PROMPT: Count the lines that include the string "index", and give only that number.

....

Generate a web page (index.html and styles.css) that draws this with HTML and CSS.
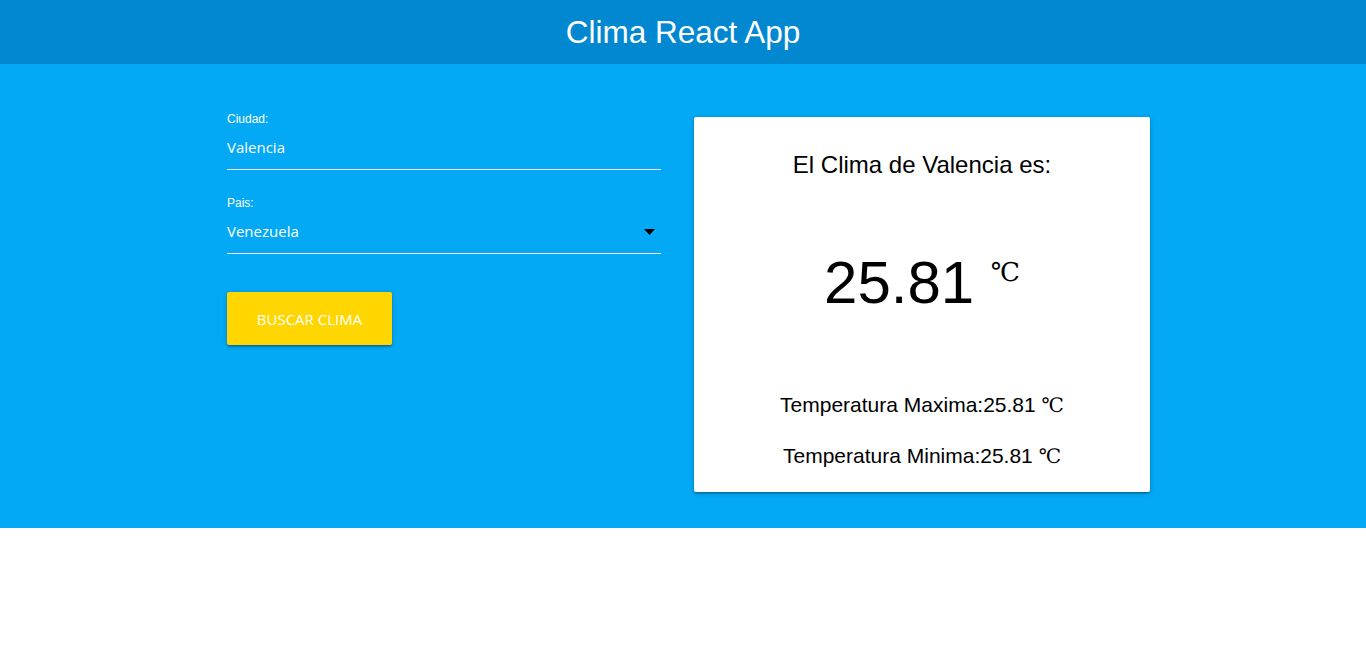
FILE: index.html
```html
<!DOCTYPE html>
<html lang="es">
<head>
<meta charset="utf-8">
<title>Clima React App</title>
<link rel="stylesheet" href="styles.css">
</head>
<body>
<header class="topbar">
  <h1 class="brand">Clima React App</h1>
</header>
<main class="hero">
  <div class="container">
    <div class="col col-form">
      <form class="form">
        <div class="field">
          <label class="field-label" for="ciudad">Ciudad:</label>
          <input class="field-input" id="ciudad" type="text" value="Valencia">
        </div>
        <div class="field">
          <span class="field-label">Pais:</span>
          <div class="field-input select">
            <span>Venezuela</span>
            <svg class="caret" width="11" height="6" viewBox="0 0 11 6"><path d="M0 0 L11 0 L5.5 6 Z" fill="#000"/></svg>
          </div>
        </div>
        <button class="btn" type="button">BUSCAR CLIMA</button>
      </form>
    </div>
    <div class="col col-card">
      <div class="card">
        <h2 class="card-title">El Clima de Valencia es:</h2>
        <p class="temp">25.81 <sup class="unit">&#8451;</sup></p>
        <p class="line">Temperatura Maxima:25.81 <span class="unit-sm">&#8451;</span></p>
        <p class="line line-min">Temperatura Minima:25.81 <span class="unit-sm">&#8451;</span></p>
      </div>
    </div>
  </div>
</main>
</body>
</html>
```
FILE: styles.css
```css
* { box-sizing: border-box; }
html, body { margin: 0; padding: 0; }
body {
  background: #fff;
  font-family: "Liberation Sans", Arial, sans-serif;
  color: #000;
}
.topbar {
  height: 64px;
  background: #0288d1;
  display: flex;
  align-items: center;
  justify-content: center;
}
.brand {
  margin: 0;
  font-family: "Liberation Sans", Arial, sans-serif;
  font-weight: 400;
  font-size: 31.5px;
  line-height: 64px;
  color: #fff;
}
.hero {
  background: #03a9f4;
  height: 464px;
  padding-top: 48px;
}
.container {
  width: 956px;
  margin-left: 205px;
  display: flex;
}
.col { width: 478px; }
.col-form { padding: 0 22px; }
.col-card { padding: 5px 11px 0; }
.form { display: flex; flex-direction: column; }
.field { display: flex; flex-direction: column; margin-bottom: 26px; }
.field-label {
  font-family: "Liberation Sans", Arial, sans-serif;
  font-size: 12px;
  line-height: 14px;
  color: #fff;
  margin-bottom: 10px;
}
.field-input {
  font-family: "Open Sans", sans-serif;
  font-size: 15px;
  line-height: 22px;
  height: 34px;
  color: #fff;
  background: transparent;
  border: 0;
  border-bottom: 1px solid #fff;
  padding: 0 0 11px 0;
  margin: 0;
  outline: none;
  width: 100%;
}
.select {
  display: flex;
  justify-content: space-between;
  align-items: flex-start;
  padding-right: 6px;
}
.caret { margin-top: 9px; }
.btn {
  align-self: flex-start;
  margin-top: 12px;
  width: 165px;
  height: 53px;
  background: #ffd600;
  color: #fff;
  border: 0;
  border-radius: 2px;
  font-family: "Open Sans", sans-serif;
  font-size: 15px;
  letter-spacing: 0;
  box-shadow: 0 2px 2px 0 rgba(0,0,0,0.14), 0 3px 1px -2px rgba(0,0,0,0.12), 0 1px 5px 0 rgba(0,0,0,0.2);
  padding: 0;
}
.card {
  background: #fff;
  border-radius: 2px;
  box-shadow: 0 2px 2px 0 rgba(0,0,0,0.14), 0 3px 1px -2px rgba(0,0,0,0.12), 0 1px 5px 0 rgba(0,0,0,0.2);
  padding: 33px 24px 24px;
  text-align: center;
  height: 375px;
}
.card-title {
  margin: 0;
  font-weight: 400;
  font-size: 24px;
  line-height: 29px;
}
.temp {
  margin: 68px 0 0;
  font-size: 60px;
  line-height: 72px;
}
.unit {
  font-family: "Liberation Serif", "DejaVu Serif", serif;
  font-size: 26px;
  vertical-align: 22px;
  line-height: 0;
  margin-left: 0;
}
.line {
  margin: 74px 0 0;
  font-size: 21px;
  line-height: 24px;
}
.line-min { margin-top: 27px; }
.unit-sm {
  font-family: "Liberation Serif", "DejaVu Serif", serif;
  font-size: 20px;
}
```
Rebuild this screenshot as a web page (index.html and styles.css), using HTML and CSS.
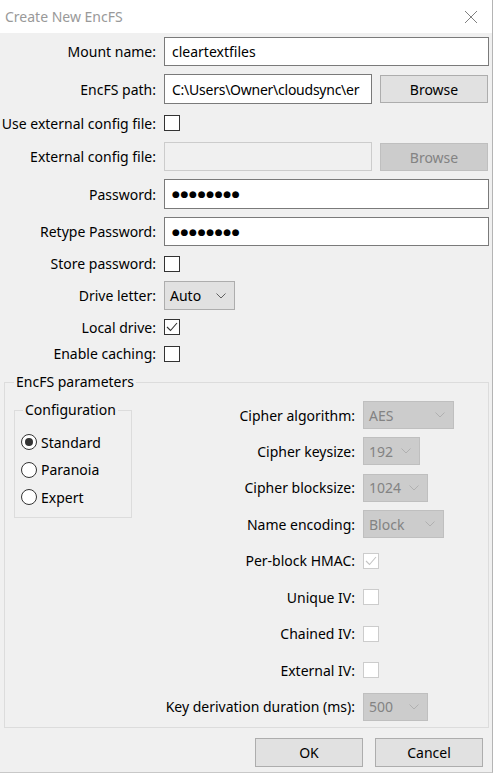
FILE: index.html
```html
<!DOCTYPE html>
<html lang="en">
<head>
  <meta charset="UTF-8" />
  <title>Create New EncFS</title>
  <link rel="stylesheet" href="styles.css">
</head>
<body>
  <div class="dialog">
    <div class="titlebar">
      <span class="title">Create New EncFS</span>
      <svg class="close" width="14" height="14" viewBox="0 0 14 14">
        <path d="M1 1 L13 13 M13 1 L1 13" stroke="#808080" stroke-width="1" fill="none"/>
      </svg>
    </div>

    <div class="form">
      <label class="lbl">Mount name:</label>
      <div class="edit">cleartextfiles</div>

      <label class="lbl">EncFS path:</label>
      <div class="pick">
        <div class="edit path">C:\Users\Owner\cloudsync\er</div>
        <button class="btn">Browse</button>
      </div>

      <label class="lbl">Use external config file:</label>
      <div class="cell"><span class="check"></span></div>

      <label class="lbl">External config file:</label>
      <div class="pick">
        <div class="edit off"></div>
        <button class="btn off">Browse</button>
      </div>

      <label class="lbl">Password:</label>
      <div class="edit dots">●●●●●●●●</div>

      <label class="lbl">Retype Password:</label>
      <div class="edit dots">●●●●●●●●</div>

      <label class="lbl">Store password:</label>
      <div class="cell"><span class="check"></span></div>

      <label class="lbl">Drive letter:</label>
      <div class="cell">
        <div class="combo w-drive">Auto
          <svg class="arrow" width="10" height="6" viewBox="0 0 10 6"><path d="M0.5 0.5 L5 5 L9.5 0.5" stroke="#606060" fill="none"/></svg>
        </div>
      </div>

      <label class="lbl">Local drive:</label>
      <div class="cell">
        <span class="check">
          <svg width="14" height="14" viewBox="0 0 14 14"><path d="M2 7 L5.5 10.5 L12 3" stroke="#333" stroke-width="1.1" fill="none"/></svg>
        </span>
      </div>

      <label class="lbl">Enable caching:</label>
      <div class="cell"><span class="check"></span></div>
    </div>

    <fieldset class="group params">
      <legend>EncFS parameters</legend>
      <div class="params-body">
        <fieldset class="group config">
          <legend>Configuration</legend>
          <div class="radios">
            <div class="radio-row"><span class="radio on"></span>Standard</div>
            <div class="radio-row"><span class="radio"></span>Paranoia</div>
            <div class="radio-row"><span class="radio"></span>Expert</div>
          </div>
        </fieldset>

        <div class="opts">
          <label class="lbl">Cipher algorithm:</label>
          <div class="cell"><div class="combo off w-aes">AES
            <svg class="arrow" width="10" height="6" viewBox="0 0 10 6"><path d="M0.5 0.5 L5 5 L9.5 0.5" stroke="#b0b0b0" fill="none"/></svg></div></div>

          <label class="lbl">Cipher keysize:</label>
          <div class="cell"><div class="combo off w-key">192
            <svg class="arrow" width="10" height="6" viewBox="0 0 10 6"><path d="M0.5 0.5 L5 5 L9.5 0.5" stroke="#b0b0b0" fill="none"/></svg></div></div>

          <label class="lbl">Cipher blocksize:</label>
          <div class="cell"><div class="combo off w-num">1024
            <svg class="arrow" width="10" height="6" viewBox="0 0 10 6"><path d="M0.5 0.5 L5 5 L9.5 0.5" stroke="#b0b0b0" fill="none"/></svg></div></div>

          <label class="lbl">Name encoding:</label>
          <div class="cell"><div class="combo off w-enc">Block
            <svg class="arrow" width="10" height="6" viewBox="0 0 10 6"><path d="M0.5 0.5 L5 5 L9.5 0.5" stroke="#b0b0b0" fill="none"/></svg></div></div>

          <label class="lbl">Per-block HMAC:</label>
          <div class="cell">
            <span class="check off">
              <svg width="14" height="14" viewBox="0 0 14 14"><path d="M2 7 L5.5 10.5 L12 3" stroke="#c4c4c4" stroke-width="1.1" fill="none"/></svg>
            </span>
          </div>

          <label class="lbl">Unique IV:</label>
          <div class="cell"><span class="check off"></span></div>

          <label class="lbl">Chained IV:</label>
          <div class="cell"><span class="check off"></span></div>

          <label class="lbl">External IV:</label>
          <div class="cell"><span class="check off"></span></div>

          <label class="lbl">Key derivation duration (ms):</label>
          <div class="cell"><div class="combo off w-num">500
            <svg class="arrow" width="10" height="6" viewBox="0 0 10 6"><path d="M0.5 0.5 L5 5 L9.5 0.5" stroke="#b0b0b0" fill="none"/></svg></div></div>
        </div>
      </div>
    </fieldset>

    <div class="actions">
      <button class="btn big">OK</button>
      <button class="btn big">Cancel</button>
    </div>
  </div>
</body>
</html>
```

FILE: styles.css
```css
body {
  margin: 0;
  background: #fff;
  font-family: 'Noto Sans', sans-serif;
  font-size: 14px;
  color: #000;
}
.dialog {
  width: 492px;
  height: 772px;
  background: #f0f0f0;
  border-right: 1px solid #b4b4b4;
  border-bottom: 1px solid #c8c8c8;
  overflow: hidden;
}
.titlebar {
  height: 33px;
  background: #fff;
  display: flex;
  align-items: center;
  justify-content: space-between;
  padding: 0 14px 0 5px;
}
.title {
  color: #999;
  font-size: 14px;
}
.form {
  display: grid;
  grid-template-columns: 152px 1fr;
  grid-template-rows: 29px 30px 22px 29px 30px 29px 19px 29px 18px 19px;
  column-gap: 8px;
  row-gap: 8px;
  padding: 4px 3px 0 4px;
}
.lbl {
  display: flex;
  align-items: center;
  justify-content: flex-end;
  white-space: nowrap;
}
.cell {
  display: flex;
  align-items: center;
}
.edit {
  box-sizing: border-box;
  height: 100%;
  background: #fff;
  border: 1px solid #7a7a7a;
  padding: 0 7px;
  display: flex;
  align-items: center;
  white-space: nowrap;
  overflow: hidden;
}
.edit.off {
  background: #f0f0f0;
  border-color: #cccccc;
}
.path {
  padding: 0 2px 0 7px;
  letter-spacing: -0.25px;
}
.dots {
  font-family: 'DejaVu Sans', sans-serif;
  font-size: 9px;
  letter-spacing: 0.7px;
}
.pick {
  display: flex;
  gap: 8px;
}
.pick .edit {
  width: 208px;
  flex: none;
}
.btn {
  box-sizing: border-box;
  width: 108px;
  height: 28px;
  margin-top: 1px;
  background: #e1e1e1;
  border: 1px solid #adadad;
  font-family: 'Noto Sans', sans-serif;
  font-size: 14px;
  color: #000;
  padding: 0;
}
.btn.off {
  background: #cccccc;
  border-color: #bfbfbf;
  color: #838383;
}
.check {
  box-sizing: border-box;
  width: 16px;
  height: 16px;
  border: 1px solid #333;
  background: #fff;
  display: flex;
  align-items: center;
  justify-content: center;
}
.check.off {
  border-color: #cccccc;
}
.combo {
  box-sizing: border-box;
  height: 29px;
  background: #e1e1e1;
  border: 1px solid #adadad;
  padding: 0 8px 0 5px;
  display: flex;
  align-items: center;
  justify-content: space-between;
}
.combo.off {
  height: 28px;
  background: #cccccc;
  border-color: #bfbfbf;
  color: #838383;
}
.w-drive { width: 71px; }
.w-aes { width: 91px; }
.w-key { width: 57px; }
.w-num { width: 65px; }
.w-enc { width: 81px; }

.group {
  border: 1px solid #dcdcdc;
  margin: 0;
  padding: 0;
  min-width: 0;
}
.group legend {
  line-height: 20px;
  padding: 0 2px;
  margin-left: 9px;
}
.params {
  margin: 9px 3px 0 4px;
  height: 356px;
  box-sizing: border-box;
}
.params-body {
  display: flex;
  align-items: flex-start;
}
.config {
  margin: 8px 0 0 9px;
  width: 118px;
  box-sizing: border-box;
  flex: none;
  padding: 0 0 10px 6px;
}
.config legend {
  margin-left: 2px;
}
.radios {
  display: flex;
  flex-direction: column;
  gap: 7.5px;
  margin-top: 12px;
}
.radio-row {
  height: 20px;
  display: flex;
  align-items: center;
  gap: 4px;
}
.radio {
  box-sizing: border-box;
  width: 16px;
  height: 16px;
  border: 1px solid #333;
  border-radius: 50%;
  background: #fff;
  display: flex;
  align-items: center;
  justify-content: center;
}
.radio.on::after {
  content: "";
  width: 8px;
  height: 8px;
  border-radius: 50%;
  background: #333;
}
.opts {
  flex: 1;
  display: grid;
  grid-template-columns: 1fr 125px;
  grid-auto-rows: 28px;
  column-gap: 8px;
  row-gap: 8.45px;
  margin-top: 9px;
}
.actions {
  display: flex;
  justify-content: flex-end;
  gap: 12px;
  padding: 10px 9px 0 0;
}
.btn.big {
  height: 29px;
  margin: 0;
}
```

....

ANSWER IN FULL: 4